Driven by next-generation sequencing (NGS), diagnostic metagenomics enables the detection of yet unknown or unexpected pathogens without their prior enrichment or purification. Sequence fragments are generated from all genetic material present in a sample. The generated genomic sequence data are classified taxonomically to get a clue of the species present in the analyzed sample.
Most of the commonly used methods for taxonomic classification rely on the detection of highly similar or even identical sequences related to known pathogens available in sequence databases. However, given the substantial genomic diversity of viruses known to date, combined with our limited knowledge of the virosphere, most likely the similarity-based approaches will not be sufficient to recognize strongly deviating sequences originating from completely unknown viruses.

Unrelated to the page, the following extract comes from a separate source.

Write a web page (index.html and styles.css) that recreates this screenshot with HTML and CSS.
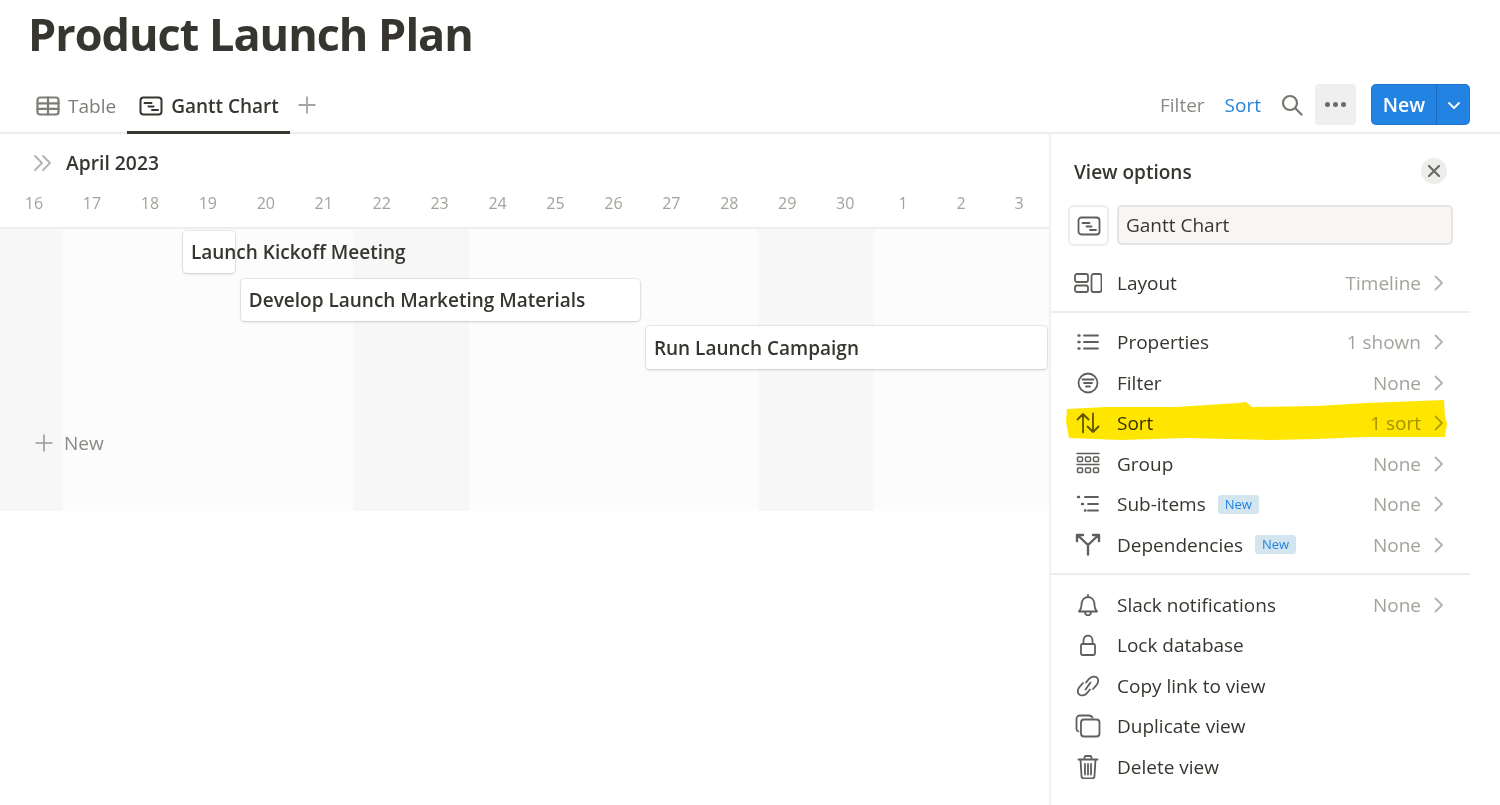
FILE: index.html
```html
<!DOCTYPE html>
<html lang="en">
<head>
<meta charset="utf-8">
<title>Product Launch Plan</title>
<link rel="stylesheet" href="styles.css">
</head>
<body>
<div class="page">
  <h1 class="title">Product Launch Plan</h1>
  <div class="toolbar">
    <div class="tabs">
      <div class="tab">
        <svg class="ico" width="24" height="24" viewBox="0 0 24 24"><rect x="1.500" y="3.500" width="21" height="17" rx="2.500"/><path d="M1.500 9.300h21M1.500 14.800h21M12 3.500V20.500"/></svg>
        <span>Table</span>
      </div>
      <div class="tab active">
        <svg class="ico dark" width="24" height="24" viewBox="0 0 24 24"><rect x="1.500" y="3.500" width="21" height="17" rx="3"/><path d="M5.500 9h7M9.500 12.500h5M13 16h6"/></svg>
        <span>Gantt Chart</span>
      </div>
      <svg class="add" width="20" height="20" viewBox="0 0 20 20"><path d="M10 1.500v17M1.500 10h17"/></svg>
    </div>
    <div class="actions">
      <span class="act">Filter</span>
      <span class="act blue">Sort</span>
      <svg class="search" width="22" height="22" viewBox="0 0 22 22"><circle cx="9" cy="9" r="7"/><path d="M14 14l6.500 6.500"/></svg>
      <div class="more"><i></i><i></i><i></i></div>
      <div class="newbtn">
        <span class="newlabel">New</span>
        <span class="newcaret"><svg width="14" height="14" viewBox="0 0 14 14"><path d="M2 5l5 5 5-5"/></svg></span>
      </div>
    </div>
  </div>
  <div class="main">
    <section class="timeline">
      <div class="month">
        <svg class="dbl" width="20" height="18" viewBox="0 0 20 18"><path d="M2 2l7 7-7 7M10 2l7 7-7 7"/></svg>
        <span>April 2023</span>
      </div>
      <div class="days">
        <span class="first">16</span><span>17</span><span>18</span><span>19</span><span>20</span><span>21</span><span>22</span><span>23</span><span>24</span><span>25</span><span>26</span><span>27</span><span>28</span><span>29</span><span>30</span><span>1</span><span>2</span><span>3</span>
      </div>
      <div class="body">
        <div class="shade s1"></div>
        <div class="shade s2"></div>
        <div class="shade s3"></div>
        <div class="bar b1"><span>Launch Kickoff Meeting</span></div>
        <div class="bar b2"><span>Develop Launch Marketing Materials</span></div>
        <div class="bar b3"><span>Run Launch Campaign</span></div>
        <div class="addnew">
          <svg width="18" height="18" viewBox="0 0 18 18"><path d="M9 .5v17M.5 9h17"/></svg>
          <span>New</span>
        </div>
      </div>
    </section>
    <aside class="panel">
      <div class="phead">
        <span class="ptitle">View options</span>
        <span class="close"><svg width="12" height="12" viewBox="0 0 12 12"><path d="M1 1l10 10M11 1L1 11"/></svg></span>
      </div>
      <div class="namerow">
        <span class="iconbox"><svg class="ico" width="24" height="24" viewBox="0 0 24 24"><rect x="1.500" y="3.500" width="21" height="17" rx="3"/><path d="M5.500 9h7M9.500 12.500h5M13 16h6"/></svg></span>
        <span class="nameinput">Gantt Chart</span>
      </div>
      <div class="group first-group">
        <div class="row">
          <svg class="ico" width="28" height="24" viewBox="0 0 28 24"><rect x="1" y="3" width="13" height="8" rx="2"/><rect x="1" y="14.500" width="13" height="6.500" rx="2"/><rect x="17.500" y="3" width="10" height="18" rx="2"/></svg>
          <span class="label">Layout</span><span class="val">Timeline</span><svg class="chev" width="10" height="16" viewBox="0 0 10 16"><path d="M1.500 1.500L8 8l-6.500 6.500"/></svg>
        </div>
      </div>
      <div class="group">
        <div class="row">
          <svg class="ico" width="28" height="24" viewBox="0 0 28 24"><path d="M10 5.500h14M10 12h14M10 18.500h14"/><path class="dots" d="M4.500 5.500h1M4.500 12h1M4.500 18.500h1"/></svg>
          <span class="label">Properties</span><span class="val">1 shown</span><svg class="chev" width="10" height="16" viewBox="0 0 10 16"><path d="M1.500 1.500L8 8l-6.500 6.500"/></svg>
        </div>
        <div class="row">
          <svg class="ico" width="28" height="24" viewBox="0 0 28 24"><circle cx="14" cy="12" r="9.500"/><path d="M8.500 8.500h11M10 12h8M12 15.500h4"/></svg>
          <span class="label">Filter</span><span class="val">None</span><svg class="chev" width="10" height="16" viewBox="0 0 10 16"><path d="M1.500 1.500L8 8l-6.500 6.500"/></svg>
        </div>
        <div class="row sort">
          <svg class="highlight" width="381" height="42" viewBox="0 0 381 42"><path d="M1 9L40 7 110 7 172 3 180 2 186 7 250 6 300 3 378 0 379 16 381 24 379 37 300 37 250 39 205 40 120 38 55 40 3 38 0 22Z"/></svg>
          <svg class="ico" width="28" height="24" viewBox="0 0 28 24"><path d="M9 21.500V3M3.500 8.500L9 3l5.500 5.500M19 2.500V21M13.500 15.500L19 21l5.500-5.500"/></svg>
          <span class="label">Sort</span><span class="val">1 sort</span><svg class="chev" width="10" height="16" viewBox="0 0 10 16"><path d="M1.500 1.500L8 8l-6.500 6.500"/></svg>
        </div>
        <div class="row">
          <svg class="ico thin" width="28" height="24" viewBox="0 0 28 24"><path d="M3 1.500h22M3 12.500h22"/><rect x="3.500" y="5" width="5" height="4.500" rx="1"/><rect x="11.500" y="5" width="5" height="4.500" rx="1"/><rect x="19.500" y="5" width="5" height="4.500" rx="1"/><rect x="3.500" y="16" width="5" height="4.500" rx="1"/><rect x="11.500" y="16" width="5" height="4.500" rx="1"/><rect x="19.500" y="16" width="5" height="4.500" rx="1"/></svg>
          <span class="label">Group</span><span class="val">None</span><svg class="chev" width="10" height="16" viewBox="0 0 10 16"><path d="M1.500 1.500L8 8l-6.500 6.500"/></svg>
        </div>
        <div class="row">
          <svg class="ico" width="28" height="24" viewBox="0 0 28 24"><path d="M11 5h13M14 12h10M14 18.500h10"/><path class="dots" d="M4 5h1M8 12h1M11 18.500h.5"/></svg>
          <span class="label">Sub-items</span><span class="badge">New</span><span class="val">None</span><svg class="chev" width="10" height="16" viewBox="0 0 10 16"><path d="M1.500 1.500L8 8l-6.500 6.500"/></svg>
        </div>
        <div class="row">
          <svg class="ico bold" width="28" height="24" viewBox="0 0 28 24"><path d="M14 21.500V12L4.500 3M14 12l9.500-9M3 2h6M3 2v6M25 2h-6M25 2v6"/></svg>
          <span class="label">Dependencies</span><span class="badge">New</span><span class="val">None</span><svg class="chev" width="10" height="16" viewBox="0 0 10 16"><path d="M1.500 1.500L8 8l-6.500 6.500"/></svg>
        </div>
      </div>
      <div class="group">
        <div class="row">
          <svg class="ico" width="28" height="24" viewBox="0 0 28 24"><path d="M5 18.500c2-2 2.500-3 2.500-6.500 0-4.500 2.500-8 6.500-8s6.500 3.500 6.500 8c0 3.500.5 4.500 2.500 6.500ZM11 18.500c0 5 6 5 6 0M14 4V2"/></svg>
          <span class="label">Slack notifications</span><span class="val">None</span><svg class="chev" width="10" height="16" viewBox="0 0 10 16"><path d="M1.500 1.500L8 8l-6.500 6.500"/></svg>
        </div>
        <div class="row">
          <svg class="ico" width="28" height="24" viewBox="0 0 28 24"><rect x="7" y="11" width="14" height="11" rx="1.500"/><path d="M9.500 11V7.500c0-6.500 9-6.500 9 0V11"/></svg>
          <span class="label">Lock database</span>
        </div>
        <div class="row">
          <svg class="ico" width="28" height="24" viewBox="0 0 28 24"><path d="M12 8.500l2.800-3.300c2.500-3 6.200-3.400 8.200-1.500s1.500 5.500-1 8L19 15M16 15.500l-2.800 3.300c-2.500 3-6.200 3.400-8.200 1.500s-1.500-5.500 1-8L9 9M11.500 15.500l5-7"/></svg>
          <span class="label">Copy link to view</span>
        </div>
        <div class="row">
          <svg class="ico" width="28" height="24" viewBox="0 0 28 24"><rect x="7" y="5.500" width="18.500" height="17" rx="3"/><path d="M4.500 17.500C3 17 2.500 16 2.500 15V5c0-2 1.300-3.500 3.500-3.500h9c1.500 0 2.500.5 3.500 2"/></svg>
          <span class="label">Duplicate view</span>
        </div>
        <div class="row">
          <svg class="ico" width="28" height="24" viewBox="0 0 28 24"><path d="M4.500 4.500h19M10.500 4.500V2.500c0-1 .5-1.500 1.500-1.500h4c1 0 1.500.5 1.500 1.500v2M6.500 4.500l1 16.500c0 1.500 1 2.300 2.300 2.300h8.400c1.300 0 2.300-.8 2.300-2.300l1-16.500M11 9v10.500M14 9v10.500M17 9v10.500"/></svg>
          <span class="label">Delete view</span>
        </div>
      </div>
    </aside>
  </div>
</div>
</body>
</html>
```
FILE: styles.css
```css
* { box-sizing: border-box; }
html, body { margin: 0; padding: 0; background: #fff; }
.page {
  width: 1500px;
  height: 805px;
  overflow: hidden;
  display: flex;
  flex-direction: column;
  font-family: "Open Sans", "Noto Sans", sans-serif;
  color: #37352f;
}
.title {
  margin: 0;
  height: 84px;
  padding: 3px 0 0 28px;
  font-size: 45px;
  letter-spacing: -1px;
  line-height: 62px;
  font-weight: 700;
  color: #37352f;
}
svg { fill: none; display: block; flex: none; }
.ico { stroke: #5f5e5a; stroke-width: 1.800; stroke-linecap: round; stroke-linejoin: round; }
.ico.dark { stroke: #37352f; stroke-width: 2; }
.ico.thin { stroke-width: 1.500; }
.ico.bold { stroke-width: 2.400; }
.ico .dots { stroke-width: 2.400; }

.toolbar {
  height: 50px;
  border-bottom: 2px solid #ededec;
  display: flex;
  justify-content: space-between;
}
.tabs { display: flex; align-items: flex-start; padding-left: 26px; }
.tab {
  height: 50px;
  display: flex;
  align-items: center;
  gap: 8px;
  padding: 0 11px 6px 10px;
  font-size: 19px;
  color: #7d7c78;
  font-weight: 500;
}
.tab .ico { stroke: #7d7c78; stroke-width: 2.200; }
.tab.active {
  color: #37352f;
  font-weight: 600;
  border-bottom: 3px solid #37352f;
  padding: 0 11px 3px 12px;
}
.tab.active .ico { stroke: #37352f; stroke-width: 2; }
.add { margin: 11px 0 0 7px; stroke: #a5a4a0; stroke-width: 1.800; }
.actions {
  display: flex;
  align-items: flex-start;
  padding: 0 30px 0 0;
  font-size: 19px;
}
.act { margin-top: 8px; line-height: 26px; color: #8a8985; }
.act.blue { color: #2383e2; margin-left: 20px; }
.search { margin: 10px 0 0 20px; stroke: #77766f; stroke-width: 2.200; stroke-linecap: round; }
.more {
  width: 41px;
  height: 41px;
  margin-left: 12px;
  background: #efefef;
  border-radius: 4px;
  display: flex;
  align-items: center;
  justify-content: center;
  gap: 3px;
}
.more i { width: 5px; height: 5px; border-radius: 50%; background: #6b6a65; }
.newbtn {
  width: 99px;
  height: 41px;
  margin-left: 15px;
  display: flex;
  background: #2383e2;
  border-radius: 5px;
  color: #fff;
  box-shadow: inset 0 0 0 1px rgba(15, 15, 15, .1);
}
.newlabel {
  width: 66px;
  padding-left: 1px;
  text-align: center;
  font-weight: 600;
  line-height: 41px;
  font-size: 19.500px;
  border-right: 1px solid #1b6bbd;
}
.newcaret { flex: 1; display: flex; align-items: center; justify-content: center; }
.newcaret svg { stroke: #fff; stroke-width: 1.800; stroke-linecap: round; stroke-linejoin: round; }

.main { flex: 1; display: flex; min-height: 0; }
.timeline { width: 1049px; flex: none; overflow: hidden; }
.month {
  height: 54px;
  display: flex;
  align-items: center;
  gap: 13px;
  padding: 3px 0 0 33px;
  font-size: 19.300px;
  font-weight: 600;
  color: #37352f;
}
.dbl { stroke: #b3b2af; stroke-width: 1.800; stroke-linecap: round; stroke-linejoin: round; }
.days, .body {
  display: grid;
  grid-template-columns: 63px repeat(17, 57.950px) 1fr;
}
.days {
  height: 41px;
  border-bottom: 2px solid #ededec;
  font-size: 16px;
  line-height: 30px;
  text-align: center;
  color: #a5a29c;
}
.days .first { padding-left: 5px; }
.body {
  height: 282px;
  background: #fcfcfc;
  grid-template-rows: 2px repeat(3, 47.500px) 46px 46px 1fr;
  font-size: 19px;
  font-weight: 600;
}
.shade { background: #f7f7f7; grid-row: 1 / -1; }
.s1 { grid-column: 1 / 2; }
.s2 { grid-column: 7 / 9; }
.s3 { grid-column: 14 / 16; }
.bar {
  height: 42px;
  background: #fff;
  border-radius: 4px;
  box-shadow: 0 0 0 1px rgba(15,15,15,.07), 0 1px 3px rgba(15,15,15,.14);
  padding-left: 8px;
  display: flex;
  align-items: center;
  white-space: nowrap;
}
.b1 { grid-row: 2; grid-column: 4 / 5; margin-left: 4px; margin-right: 2px; }
.b2 { grid-row: 3; grid-column: 5 / 12; margin-left: 4px; margin-right: 2px; }
.b3 { grid-row: 4; grid-column: 12 / 19; margin: 0 1px 0 4px; height: 43px; padding-left: 7.500px; }
.addnew {
  grid-row: 6;
  grid-column: 1 / 4;
  display: flex;
  align-items: center;
  gap: 11px;
  padding-left: 35px;
  font-weight: 400;
  color: #8a8985;
}
.addnew svg { stroke: #9b9a97; stroke-width: 1.600; }

.panel {
  flex: 1;
  border-left: 2px solid #f1f1f0;
  padding: 0 30px 0 0;
  font-size: 19px;
}
.phead {
  height: 71px;
  padding: 3px 23px 0 23px;
  display: flex;
  align-items: center;
  justify-content: space-between;
  font-weight: 600;
}
.ptitle { font-size: 19px; margin-top: 2px; }
.close {
  width: 26px; height: 26px;
  border-radius: 50%;
  background: #ededec;
  display: flex; align-items: center; justify-content: center;
}
.close svg { stroke: #6b6a65; stroke-width: 2.200; stroke-linecap: round; }
.namerow { display: flex; gap: 8px; padding: 0 17px; height: 40px; }
.iconbox {
  width: 41px; height: 41px;
  border: 2px solid #ededec;
  border-radius: 6px;
  display: flex; align-items: center; justify-content: center;
}
.nameinput {
  flex: 1;
  height: 40px;
  background: #f7f6f4;
  border: 2px solid #e6e5e3;
  border-radius: 5px;
  padding-left: 7px;
  line-height: 36px;
  color: #37352f;
}
.group { padding: 9.500px 0 8px; border-bottom: 2px solid #ededec; }
.group:last-child { border-bottom: 0; }
.first-group { padding: 18px 0 7px; }
.row {
  position: relative;
  height: 40.500px;
  display: flex;
  align-items: center;
  padding: 0 26px 0 23px;
  color: #37352f;
}
.row > .ico { margin-right: 15px; }
.label { font-weight: 400; }
.val { margin-left: auto; color: #a5a29c; }
.chev { margin-left: 13px; stroke: #b3b2af; stroke-width: 1.800; stroke-linecap: round; stroke-linejoin: round; }
.badge {
  margin-left: 12px;
  background: #d3e5ef;
  color: #2383e2;
  font-size: 13px;
  line-height: 19px;
  padding: 0 7px;
  border-radius: 3px;
}
.highlight {
  position: absolute;
  left: 15px;
  top: -3px;
  fill: #ffe600;
  mix-blend-mode: multiply;
}
```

Based on our current knowledge, we assume that substantial portions of the yet unknown viruses are RNA viruses. Moreover, substantial portions of the currently known viruses that cause severe disease are RNA viruses. Therefore, to enable the identification of novel RNA viruses, we developed a method to recognize a sequence is derived from a functional RNA molecule, i.e., a viral genome, without an available similar sequence. This enables the detection of so far unknown RNA viruses directly from a short read data set.
A research paper was recently published in the Virus Bioinformatics special issue of Virus Research
(DOI: 10.1016/j.virusres.2018.10.002).